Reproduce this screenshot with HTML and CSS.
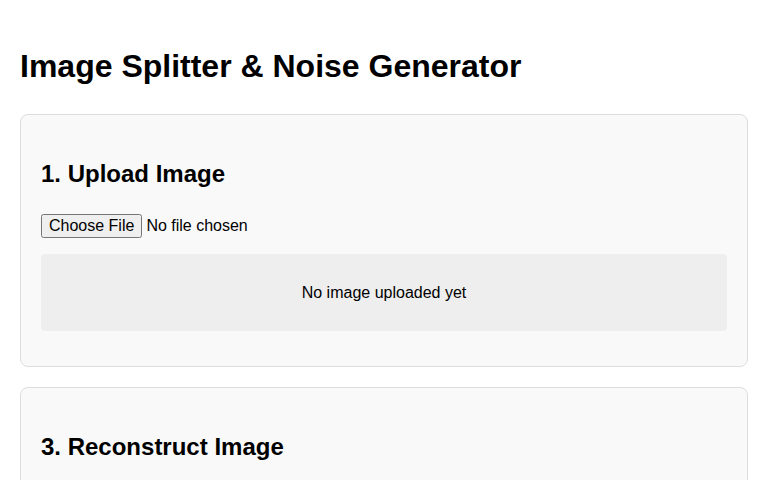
FILE: index.html
```html
<!DOCTYPE html>
<html lang="en">
<head>
<meta charset="utf-8">
<title>Image Splitter &amp; Noise Generator</title>
<link rel="stylesheet" href="styles.css">
</head>
<body>
<h1>Image Splitter &amp; Noise Generator</h1>
<section class="card">
  <h2>1. Upload Image</h2>
  <input class="file" type="file" accept="image/*">
  <div class="preview">No image uploaded yet</div>
</section>
<section class="card">
  <h2>3. Reconstruct Image</h2>
</section>
</body>
</html>
```
FILE: styles.css
```css
body {
  margin: 0;
  padding: 20px;
  font-family: "Liberation Sans", Arial, sans-serif;
  line-height: 1.6;
  color: #000;
  background: #fff;
}
h1 {
  font-size: 32px;
  margin: 21.44px 0;
}
h2 {
  font-size: 24px;
  margin: 19.92px 0;
}
.card {
  background: #f9f9f9;
  border: 1px solid #ddd;
  border-radius: 8px;
  padding: 20px;
  margin-bottom: 20px;
}
.file {
  font-family: inherit;
  font-size: 16px;
}
.preview {
  background: #eee;
  border-radius: 4px;
  margin: 15px 0;
  padding: 25.7px 20px;
  text-align: center;
}
```
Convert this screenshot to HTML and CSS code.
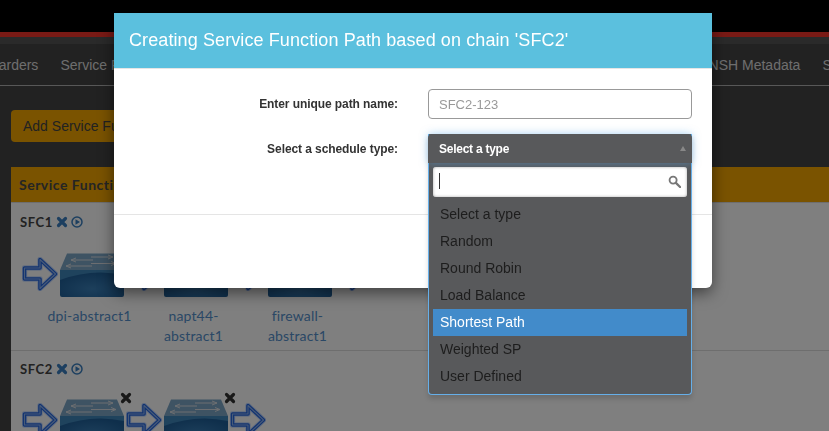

---

## Challenge
Leaving out the pictures, repeat the data above exactly.

## Answer to the task
Reproduce this screenshot with HTML and CSS.
FILE: index.html
```html
<!DOCTYPE html>
<html lang="en">
<head>
<meta charset="utf-8">
<title>Image Splitter &amp; Noise Generator</title>
<link rel="stylesheet" href="styles.css">
</head>
<body>
<h1>Image Splitter &amp; Noise Generator</h1>
<section class="card">
  <h2>1. Upload Image</h2>
  <input class="file" type="file" accept="image/*">
  <div class="preview">No image uploaded yet</div>
</section>
<section class="card">
  <h2>3. Reconstruct Image</h2>
</section>
</body>
</html>
```
FILE: styles.css
```css
body {
  margin: 0;
  padding: 20px;
  font-family: "Liberation Sans", Arial, sans-serif;
  line-height: 1.6;
  color: #000;
  background: #fff;
}
h1 {
  font-size: 32px;
  margin: 21.44px 0;
}
h2 {
  font-size: 24px;
  margin: 19.92px 0;
}
.card {
  background: #f9f9f9;
  border: 1px solid #ddd;
  border-radius: 8px;
  padding: 20px;
  margin-bottom: 20px;
}
.file {
  font-family: inherit;
  font-size: 16px;
}
.preview {
  background: #eee;
  border-radius: 4px;
  margin: 15px 0;
  padding: 25.7px 20px;
  text-align: center;
}
```
Convert this screenshot to HTML and CSS code.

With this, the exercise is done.